** Data excerpt **
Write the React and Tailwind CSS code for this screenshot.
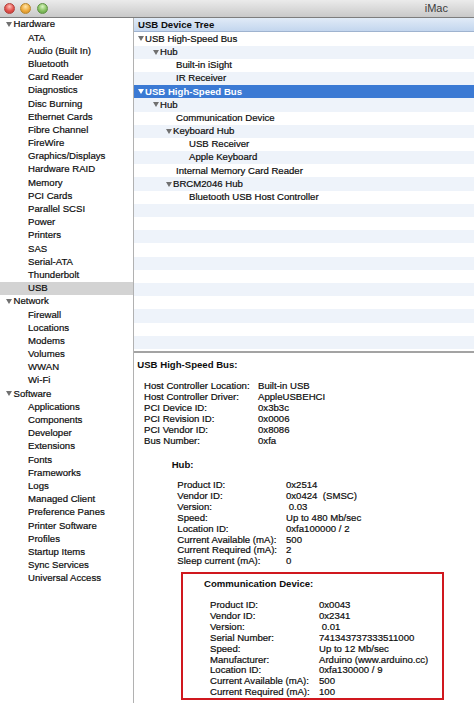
import clsx from 'clsx';

const sidebar = [
  { label: 'Hardware', group: true },
  { label: 'ATA' },
  { label: 'Audio (Built In)' },
  { label: 'Bluetooth' },
  { label: 'Card Reader' },
  { label: 'Diagnostics' },
  { label: 'Disc Burning' },
  { label: 'Ethernet Cards' },
  { label: 'Fibre Channel' },
  { label: 'FireWire' },
  { label: 'Graphics/Displays' },
  { label: 'Hardware RAID' },
  { label: 'Memory' },
  { label: 'PCI Cards' },
  { label: 'Parallel SCSI' },
  { label: 'Power' },
  { label: 'Printers' },
  { label: 'SAS' },
  { label: 'Serial-ATA' },
  { label: 'Thunderbolt' },
  { label: 'USB', selected: true },
  { label: 'Network', group: true },
  { label: 'Firewall' },
  { label: 'Locations' },
  { label: 'Modems' },
  { label: 'Volumes' },
  { label: 'WWAN' },
  { label: 'Wi-Fi' },
  { label: 'Software', group: true },
  { label: 'Applications' },
  { label: 'Components' },
  { label: 'Developer' },
  { label: 'Extensions' },
  { label: 'Fonts' },
  { label: 'Frameworks' },
  { label: 'Logs' },
  { label: 'Managed Client' },
  { label: 'Preference Panes' },
  { label: 'Printer Software' },
  { label: 'Profiles' },
  { label: 'Startup Items' },
  { label: 'Sync Services' },
  { label: 'Universal Access' },
];

const tree = [
  { label: 'USB High-Speed Bus', tri: true, indent: 'pl-[4px]' },
  { label: 'Hub', tri: true, indent: 'pl-[19px]' },
  { label: 'Built-in iSight', indent: 'pl-[42px]' },
  { label: 'IR Receiver', indent: 'pl-[42px]' },
  { label: 'USB High-Speed Bus', tri: true, indent: 'pl-[4px]', selected: true },
  { label: 'Hub', tri: true, indent: 'pl-[19px]' },
  { label: 'Communication Device', indent: 'pl-[42px]' },
  { label: 'Keyboard Hub', tri: true, indent: 'pl-[32px]' },
  { label: 'USB Receiver', indent: 'pl-[55px]' },
  { label: 'Apple Keyboard', indent: 'pl-[55px]' },
  { label: 'Internal Memory Card Reader', indent: 'pl-[42px]' },
  { label: 'BRCM2046 Hub', tri: true, indent: 'pl-[32px]' },
  { label: 'Bluetooth USB Host Controller', indent: 'pl-[55px]' },
  ...Array.from({ length: 13 }, () => ({ label: '', indent: '' })),
];

const busProps = [
  ['Host Controller Location:', 'Built-in USB'],
  ['Host Controller Driver:', 'AppleUSBEHCI'],
  ['PCI Device ID:', '0x3b3c'],
  ['PCI Revision ID:', '0x0006'],
  ['PCI Vendor ID:', '0x8086'],
  ['Bus Number:', '0xfa'],
];

const hubProps = [
  ['Product ID:', '0x2514'],
  ['Vendor ID:', '0x0424  (SMSC)'],
  ['Version:', ' 0.03'],
  ['Speed:', 'Up to 480 Mb/sec'],
  ['Location ID:', '0xfa100000 / 2'],
  ['Current Available (mA):', '500'],
  ['Current Required (mA):', '2'],
  ['Sleep current (mA):', '0'],
];

const deviceProps = [
  ['Product ID:', '0x0043'],
  ['Vendor ID:', '0x2341'],
  ['Version:', ' 0.01'],
  ['Serial Number:', '741343737333511000'],
  ['Speed:', 'Up to 12 Mb/sec'],
  ['Manufacturer:', 'Arduino (www.arduino.cc)'],
  ['Location ID:', '0xfa130000 / 9'],
  ['Current Available (mA):', '500'],
  ['Current Required (mA):', '100'],
];

function Tri({ white }) {
  return (
    <svg width="6" height="5" viewBox="0 0 6 5" className="shrink-0">
      <path d="M0 0H6L3 5Z" fill={white ? '#ffffff' : '#707070'} />
    </svg>
  );
}

function Light({ color }) {
  return <div className={clsx('h-[11px] w-[11px] rounded-full border', color)} />;
}

function Props({ rows, labelWidth }) {
  return (
    <div>
      {rows.map(([label, value]) => (
        <div key={label} className="flex h-[10.85px] items-center whitespace-pre">
          <span className={clsx('shrink-0', labelWidth)}>{label}</span>
          <span>{value}</span>
        </div>
      ))}
    </div>
  );
}

export default function App() {
  return (
    <div className="flex h-[703px] w-[474px] flex-col overflow-hidden bg-white font-['Liberation_Sans',Arial,sans-serif] text-[9.6px] text-[#0d0d0d] [-webkit-text-stroke:0.2px]">
      <div className="flex h-[18px] shrink-0 items-center border-b border-[#7d7d7d] bg-gradient-to-b from-[#ebebeb] to-[#c9c9c9] pl-[3.5px]">
        <div className="flex gap-[5.6px]">
          <Light color="border-[#b1413d] bg-[radial-gradient(circle_at_50%_30%,#ffc0b8,#e2524c_55%,#c03a35)]" />
          <Light color="border-[#b7862c] bg-[radial-gradient(circle_at_50%_30%,#ffe6a8,#eeaa3c_55%,#cf8a22)]" />
          <Light color="border-[#5f9144] bg-[radial-gradient(circle_at_50%_30%,#d9f5c0,#86c061_55%,#5e9d3f)]" />
        </div>
        <span className="ml-auto mr-[26px] text-[11px] text-[#3c3c3c] [-webkit-text-stroke:0px]">iMac</span>
      </div>

      <div className="flex min-h-0 flex-1">
        <div className="w-[134px] shrink-0 border-r border-[#b1b1b1] bg-white">
          {sidebar.map((item) => (
            <div
              key={item.label}
              className={clsx(
                'flex h-[13.2px] items-center whitespace-nowrap',
                item.group ? 'gap-[1.5px] pl-[6px]' : 'pl-[28px]',
                item.selected && 'bg-[#d3d3d3]',
              )}
            >
              {item.group && <Tri />}
              <span>{item.label}</span>
            </div>
          ))}
        </div>

        <div className="flex min-w-0 flex-1 flex-col">
          <div className="h-[333px] shrink-0 overflow-hidden">
            <div className="flex h-[14.4px] items-center border-b border-[#9fb3cf] bg-gradient-to-b from-[#e1ebf7] to-[#c3d6ee] pl-[4px] font-bold [-webkit-text-stroke:0px]">
              USB Device Tree
            </div>
            {tree.map((row, i) => (
              <div
                key={i}
                className={clsx(
                  'flex h-[13.2px] items-center gap-px whitespace-nowrap',
                  row.indent,
                  row.selected ? 'bg-[#3b7ad4] font-bold text-white [-webkit-text-stroke:0px]' : i % 2 ? 'bg-[#eef3fa]' : 'bg-white',
                )}
              >
                {row.tri && <Tri white={row.selected} />}
                <span>{row.label}</span>
              </div>
            ))}
          </div>

          <div className="h-[2px] shrink-0 bg-[#a3a3a3]" />

          <div className="min-h-0 flex-1 overflow-hidden pt-[6.6px] leading-[10.85px]">
            <div className="pl-[3.3px] font-bold [-webkit-text-stroke:0px]">USB High-Speed Bus:</div>
            <div className="mt-[10.85px] pl-[10px]">
              <Props rows={busProps} labelWidth="w-[114px]" />
            </div>

            <div className="mt-[13.4px] pl-[37.7px] font-bold [-webkit-text-stroke:0px]">Hub:</div>
            <div className="mt-[9.85px] pl-[43.3px]">
              <Props rows={hubProps} labelWidth="w-[108.7px]" />
            </div>

            <div className="ml-[46.7px] mt-[4.6px] w-[263.3px] border-2 border-[#d0181e] pl-[21.3px] pt-[5.2px]">
              <div className="font-bold [-webkit-text-stroke:0px]">Communication Device:</div>
              <div className="mt-[10.6px] pl-[6px]">
                <Props rows={deviceProps} labelWidth="w-[109px]" />
              </div>
            </div>
          </div>
        </div>
      </div>
    </div>
  );
}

** Stated goal **
Repeat the material exactly as it reads, without any of its pictures.

** Solution for this exercise **
Write the React and Tailwind CSS code for this screenshot.
import clsx from 'clsx';

const sidebar = [
  { label: 'Hardware', group: true },
  { label: 'ATA' },
  { label: 'Audio (Built In)' },
  { label: 'Bluetooth' },
  { label: 'Card Reader' },
  { label: 'Diagnostics' },
  { label: 'Disc Burning' },
  { label: 'Ethernet Cards' },
  { label: 'Fibre Channel' },
  { label: 'FireWire' },
  { label: 'Graphics/Displays' },
  { label: 'Hardware RAID' },
  { label: 'Memory' },
  { label: 'PCI Cards' },
  { label: 'Parallel SCSI' },
  { label: 'Power' },
  { label: 'Printers' },
  { label: 'SAS' },
  { label: 'Serial-ATA' },
  { label: 'Thunderbolt' },
  { label: 'USB', selected: true },
  { label: 'Network', group: true },
  { label: 'Firewall' },
  { label: 'Locations' },
  { label: 'Modems' },
  { label: 'Volumes' },
  { label: 'WWAN' },
  { label: 'Wi-Fi' },
  { label: 'Software', group: true },
  { label: 'Applications' },
  { label: 'Components' },
  { label: 'Developer' },
  { label: 'Extensions' },
  { label: 'Fonts' },
  { label: 'Frameworks' },
  { label: 'Logs' },
  { label: 'Managed Client' },
  { label: 'Preference Panes' },
  { label: 'Printer Software' },
  { label: 'Profiles' },
  { label: 'Startup Items' },
  { label: 'Sync Services' },
  { label: 'Universal Access' },
];

const tree = [
  { label: 'USB High-Speed Bus', tri: true, indent: 'pl-[4px]' },
  { label: 'Hub', tri: true, indent: 'pl-[19px]' },
  { label: 'Built-in iSight', indent: 'pl-[42px]' },
  { label: 'IR Receiver', indent: 'pl-[42px]' },
  { label: 'USB High-Speed Bus', tri: true, indent: 'pl-[4px]', selected: true },
  { label: 'Hub', tri: true, indent: 'pl-[19px]' },
  { label: 'Communication Device', indent: 'pl-[42px]' },
  { label: 'Keyboard Hub', tri: true, indent: 'pl-[32px]' },
  { label: 'USB Receiver', indent: 'pl-[55px]' },
  { label: 'Apple Keyboard', indent: 'pl-[55px]' },
  { label: 'Internal Memory Card Reader', indent: 'pl-[42px]' },
  { label: 'BRCM2046 Hub', tri: true, indent: 'pl-[32px]' },
  { label: 'Bluetooth USB Host Controller', indent: 'pl-[55px]' },
  ...Array.from({ length: 13 }, () => ({ label: '', indent: '' })),
];

const busProps = [
  ['Host Controller Location:', 'Built-in USB'],
  ['Host Controller Driver:', 'AppleUSBEHCI'],
  ['PCI Device ID:', '0x3b3c'],
  ['PCI Revision ID:', '0x0006'],
  ['PCI Vendor ID:', '0x8086'],
  ['Bus Number:', '0xfa'],
];

const hubProps = [
  ['Product ID:', '0x2514'],
  ['Vendor ID:', '0x0424  (SMSC)'],
  ['Version:', ' 0.03'],
  ['Speed:', 'Up to 480 Mb/sec'],
  ['Location ID:', '0xfa100000 / 2'],
  ['Current Available (mA):', '500'],
  ['Current Required (mA):', '2'],
  ['Sleep current (mA):', '0'],
];

const deviceProps = [
  ['Product ID:', '0x0043'],
  ['Vendor ID:', '0x2341'],
  ['Version:', ' 0.01'],
  ['Serial Number:', '741343737333511000'],
  ['Speed:', 'Up to 12 Mb/sec'],
  ['Manufacturer:', 'Arduino (www.arduino.cc)'],
  ['Location ID:', '0xfa130000 / 9'],
  ['Current Available (mA):', '500'],
  ['Current Required (mA):', '100'],
];

function Tri({ white }) {
  return (
    <svg width="6" height="5" viewBox="0 0 6 5" className="shrink-0">
      <path d="M0 0H6L3 5Z" fill={white ? '#ffffff' : '#707070'} />
    </svg>
  );
}

function Light({ color }) {
  return <div className={clsx('h-[11px] w-[11px] rounded-full border', color)} />;
}

function Props({ rows, labelWidth }) {
  return (
    <div>
      {rows.map(([label, value]) => (
        <div key={label} className="flex h-[10.85px] items-center whitespace-pre">
          <span className={clsx('shrink-0', labelWidth)}>{label}</span>
          <span>{value}</span>
        </div>
      ))}
    </div>
  );
}

export default function App() {
  return (
    <div className="flex h-[703px] w-[474px] flex-col overflow-hidden bg-white font-['Liberation_Sans',Arial,sans-serif] text-[9.6px] text-[#0d0d0d] [-webkit-text-stroke:0.2px]">
      <div className="flex h-[18px] shrink-0 items-center border-b border-[#7d7d7d] bg-gradient-to-b from-[#ebebeb] to-[#c9c9c9] pl-[3.5px]">
        <div className="flex gap-[5.6px]">
          <Light color="border-[#b1413d] bg-[radial-gradient(circle_at_50%_30%,#ffc0b8,#e2524c_55%,#c03a35)]" />
          <Light color="border-[#b7862c] bg-[radial-gradient(circle_at_50%_30%,#ffe6a8,#eeaa3c_55%,#cf8a22)]" />
          <Light color="border-[#5f9144] bg-[radial-gradient(circle_at_50%_30%,#d9f5c0,#86c061_55%,#5e9d3f)]" />
        </div>
        <span className="ml-auto mr-[26px] text-[11px] text-[#3c3c3c] [-webkit-text-stroke:0px]">iMac</span>
      </div>

      <div className="flex min-h-0 flex-1">
        <div className="w-[134px] shrink-0 border-r border-[#b1b1b1] bg-white">
          {sidebar.map((item) => (
            <div
              key={item.label}
              className={clsx(
                'flex h-[13.2px] items-center whitespace-nowrap',
                item.group ? 'gap-[1.5px] pl-[6px]' : 'pl-[28px]',
                item.selected && 'bg-[#d3d3d3]',
              )}
            >
              {item.group && <Tri />}
              <span>{item.label}</span>
            </div>
          ))}
        </div>

        <div className="flex min-w-0 flex-1 flex-col">
          <div className="h-[333px] shrink-0 overflow-hidden">
            <div className="flex h-[14.4px] items-center border-b border-[#9fb3cf] bg-gradient-to-b from-[#e1ebf7] to-[#c3d6ee] pl-[4px] font-bold [-webkit-text-stroke:0px]">
              USB Device Tree
            </div>
            {tree.map((row, i) => (
              <div
                key={i}
                className={clsx(
                  'flex h-[13.2px] items-center gap-px whitespace-nowrap',
                  row.indent,
                  row.selected ? 'bg-[#3b7ad4] font-bold text-white [-webkit-text-stroke:0px]' : i % 2 ? 'bg-[#eef3fa]' : 'bg-white',
                )}
              >
                {row.tri && <Tri white={row.selected} />}
                <span>{row.label}</span>
              </div>
            ))}
          </div>

          <div className="h-[2px] shrink-0 bg-[#a3a3a3]" />

          <div className="min-h-0 flex-1 overflow-hidden pt-[6.6px] leading-[10.85px]">
            <div className="pl-[3.3px] font-bold [-webkit-text-stroke:0px]">USB High-Speed Bus:</div>
            <div className="mt-[10.85px] pl-[10px]">
              <Props rows={busProps} labelWidth="w-[114px]" />
            </div>

            <div className="mt-[13.4px] pl-[37.7px] font-bold [-webkit-text-stroke:0px]">Hub:</div>
            <div className="mt-[9.85px] pl-[43.3px]">
              <Props rows={hubProps} labelWidth="w-[108.7px]" />
            </div>

            <div className="ml-[46.7px] mt-[4.6px] w-[263.3px] border-2 border-[#d0181e] pl-[21.3px] pt-[5.2px]">
              <div className="font-bold [-webkit-text-stroke:0px]">Communication Device:</div>
              <div className="mt-[10.6px] pl-[6px]">
                <Props rows={deviceProps} labelWidth="w-[109px]" />
              </div>
            </div>
          </div>
        </div>
      </div>
    </div>
  );
}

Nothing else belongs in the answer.